— START Data —

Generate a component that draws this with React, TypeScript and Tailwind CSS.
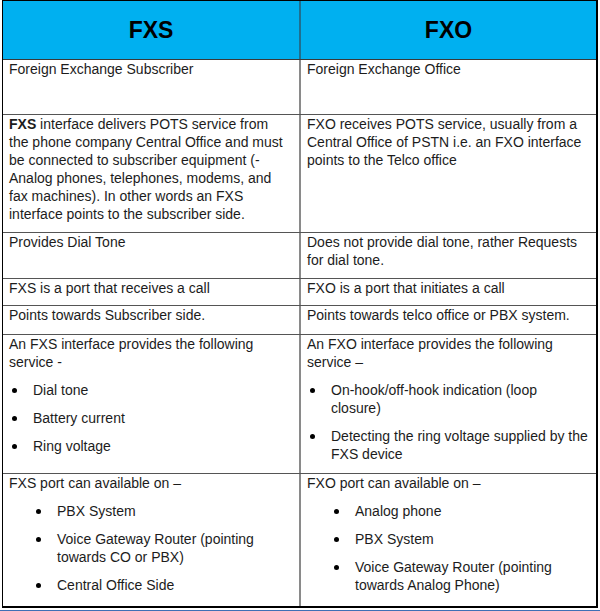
const font = { fontFamily: '"Liberation Sans", Arial, sans-serif' };

function Bullets({ items, indent }: { items: React.ReactNode[]; indent: 'near' | 'far' }) {
  return (
    <ul className="mt-[10px] flex flex-col gap-[10px]">
      {items.map((it, i) => (
        <li key={i} className={`flex ${indent === 'near' ? 'pl-[3px]' : 'pl-[27px]'}`}>
          <span className="w-[21px] shrink-0 pt-[7px]">
            <span className="block w-[5px] h-[5px] rounded-full bg-black" />
          </span>
          <span>{it}</span>
        </li>
      ))}
    </ul>
  );
}

type Row = { h: string; left: React.ReactNode; right: React.ReactNode };

const rows: Row[] = [
  { h: 'h-[55px]', left: 'Foreign Exchange Subscriber', right: 'Foreign Exchange Office' },
  {
    h: 'h-[118px]',
    left: (
      <p>
        <b>FXS</b> interface delivers POTS service from the phone company Central Office and must be
        connected to subscriber equipment (- Analog phones, telephones, modems, and fax machines). In
        other words an FXS interface points to the subscriber side.
      </p>
    ),
    right: 'FXO receives POTS service, usually from a Central Office of PSTN i.e. an FXO interface points to the Telco office',
  },
  { h: 'h-[46px]', left: 'Provides Dial Tone', right: 'Does not provide dial tone, rather Requests for dial tone.' },
  { h: 'h-[27px]', left: 'FXS is a port that receives a call', right: 'FXO is a port that initiates a call' },
  { h: 'h-[29px]', left: 'Points towards Subscriber side.', right: 'Points towards telco office or PBX system.' },
  {
    h: 'h-[139px]',
    left: (
      <>
        <p>An FXS interface provides the following service -</p>
        <Bullets indent="near" items={['Dial tone', 'Battery current', 'Ring voltage']} />
      </>
    ),
    right: (
      <>
        <p>An FXO interface provides the following service –</p>
        <Bullets
          indent="near"
          items={[
            <>
              On-hook/off-hook indication (loop
              <br />
              closure)
            </>,
            'Detecting the ring voltage supplied by the FXS device',
          ]}
        />
      </>
    ),
  },
  {
    h: 'h-[132px]',
    left: (
      <>
        <p>FXS port can available on –</p>
        <Bullets
          indent="far"
          items={['PBX System', 'Voice Gateway Router (pointing towards CO or PBX)', 'Central Office Side']}
        />
      </>
    ),
    right: (
      <>
        <p>FXO port can available on –</p>
        <Bullets
          indent="far"
          items={['Analog phone', 'PBX System', 'Voice Gateway Router (pointing towards Analog Phone)']}
        />
      </>
    ),
  },
];

export default function App() {
  return (
    <div className="w-[600px] h-[611px] bg-white overflow-hidden" style={font}>
      <div className="ml-[2px] w-[596px] border-t border-l border-black border-r-2 border-b-2">
        <div className="grid grid-cols-[298px_1fr] h-[59px] bg-[#00b0f0] border-b border-[#3a3a3a]">
          <div className="flex items-center justify-center border-r-2 border-[#1f6f90] text-[23px] font-bold text-black">
            FXS
          </div>
          <div className="flex items-center justify-center text-[23px] font-bold text-black">FXO</div>
        </div>
        {rows.map((r, i) => (
          <div
            key={i}
            className={`grid grid-cols-[298px_1fr] ${r.h} ${i < rows.length - 1 ? 'border-b border-[#555]' : ''} text-[14px] leading-[18px] text-[#1c1c1c]`}
          >
            <div className="border-r-2 border-[#8a8a8a] pl-[6px] pr-[12px]">{r.left}</div>
            <div className="pl-[6px] pr-[4px]">{r.right}</div>
          </div>
        ))}
      </div>
      <div className="mt-[2px] h-[2px] bg-[#3f6fb5]" />
    </div>
  );
}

— END Data —

:: Short problem ::
Write out the data precisely as given, excluding the pictures.

:: Solution to this problem ::
Generate a component that draws this with React, TypeScript and Tailwind CSS.
const font = { fontFamily: '"Liberation Sans", Arial, sans-serif' };

function Bullets({ items, indent }: { items: React.ReactNode[]; indent: 'near' | 'far' }) {
  return (
    <ul className="mt-[10px] flex flex-col gap-[10px]">
      {items.map((it, i) => (
        <li key={i} className={`flex ${indent === 'near' ? 'pl-[3px]' : 'pl-[27px]'}`}>
          <span className="w-[21px] shrink-0 pt-[7px]">
            <span className="block w-[5px] h-[5px] rounded-full bg-black" />
          </span>
          <span>{it}</span>
        </li>
      ))}
    </ul>
  );
}

type Row = { h: string; left: React.ReactNode; right: React.ReactNode };

const rows: Row[] = [
  { h: 'h-[55px]', left: 'Foreign Exchange Subscriber', right: 'Foreign Exchange Office' },
  {
    h: 'h-[118px]',
    left: (
      <p>
        <b>FXS</b> interface delivers POTS service from the phone company Central Office and must be
        connected to subscriber equipment (- Analog phones, telephones, modems, and fax machines). In
        other words an FXS interface points to the subscriber side.
      </p>
    ),
    right: 'FXO receives POTS service, usually from a Central Office of PSTN i.e. an FXO interface points to the Telco office',
  },
  { h: 'h-[46px]', left: 'Provides Dial Tone', right: 'Does not provide dial tone, rather Requests for dial tone.' },
  { h: 'h-[27px]', left: 'FXS is a port that receives a call', right: 'FXO is a port that initiates a call' },
  { h: 'h-[29px]', left: 'Points towards Subscriber side.', right: 'Points towards telco office or PBX system.' },
  {
    h: 'h-[139px]',
    left: (
      <>
        <p>An FXS interface provides the following service -</p>
        <Bullets indent="near" items={['Dial tone', 'Battery current', 'Ring voltage']} />
      </>
    ),
    right: (
      <>
        <p>An FXO interface provides the following service –</p>
        <Bullets
          indent="near"
          items={[
            <>
              On-hook/off-hook indication (loop
              <br />
              closure)
            </>,
            'Detecting the ring voltage supplied by the FXS device',
          ]}
        />
      </>
    ),
  },
  {
    h: 'h-[132px]',
    left: (
      <>
        <p>FXS port can available on –</p>
        <Bullets
          indent="far"
          items={['PBX System', 'Voice Gateway Router (pointing towards CO or PBX)', 'Central Office Side']}
        />
      </>
    ),
    right: (
      <>
        <p>FXO port can available on –</p>
        <Bullets
          indent="far"
          items={['Analog phone', 'PBX System', 'Voice Gateway Router (pointing towards Analog Phone)']}
        />
      </>
    ),
  },
];

export default function App() {
  return (
    <div className="w-[600px] h-[611px] bg-white overflow-hidden" style={font}>
      <div className="ml-[2px] w-[596px] border-t border-l border-black border-r-2 border-b-2">
        <div className="grid grid-cols-[298px_1fr] h-[59px] bg-[#00b0f0] border-b border-[#3a3a3a]">
          <div className="flex items-center justify-center border-r-2 border-[#1f6f90] text-[23px] font-bold text-black">
            FXS
          </div>
          <div className="flex items-center justify-center text-[23px] font-bold text-black">FXO</div>
        </div>
        {rows.map((r, i) => (
          <div
            key={i}
            className={`grid grid-cols-[298px_1fr] ${r.h} ${i < rows.length - 1 ? 'border-b border-[#555]' : ''} text-[14px] leading-[18px] text-[#1c1c1c]`}
          >
            <div className="border-r-2 border-[#8a8a8a] pl-[6px] pr-[12px]">{r.left}</div>
            <div className="pl-[6px] pr-[4px]">{r.right}</div>
          </div>
        ))}
      </div>
      <div className="mt-[2px] h-[2px] bg-[#3f6fb5]" />
    </div>
  );
}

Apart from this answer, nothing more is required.